Being here takes courage. It seems much safer—more familiar—to be “in our thoughts.” Entertaining new ideas seems risky. When we leave this moment; we glaze over.

Being here, paying total attention to what’s going on around you in this moment, takes practice. Total attention is a mind, body, and spirit practice. It is a single focus phenomenon; no multi-tasking. Every moment, every conversation we are in, is an opportunity to practice being here.

So, in class we begin the practice of being here and learning to stay.

Learning to stay. What does it take? We are always leaving. Have you noticed? We really don’t want to be here. It’s threatening. You have probably left numerous times during this conversation, yes? Where did you go?

When you notice you’ve left, come back to this moment. Get out of the stands and back in the game.

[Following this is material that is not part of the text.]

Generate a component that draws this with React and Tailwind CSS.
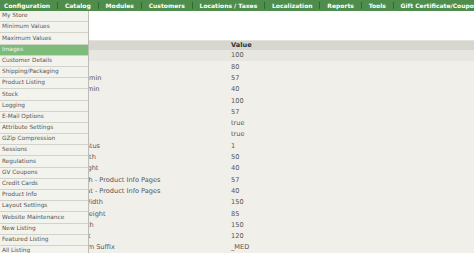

I don’t criticize students for not paying attention. I ask them: Are you here? Were you here? Totally present? If not, where are you? Where were you? What percent engaged?

Or, did you leave? Where were you? . . . Welcome back!

After a while, some weeks into the semester, students start asking each other: Are you here totally? Did you leave? Where did you go?

Students will raise their hands and volunteer: Hey, I left. I’m back. What did I miss?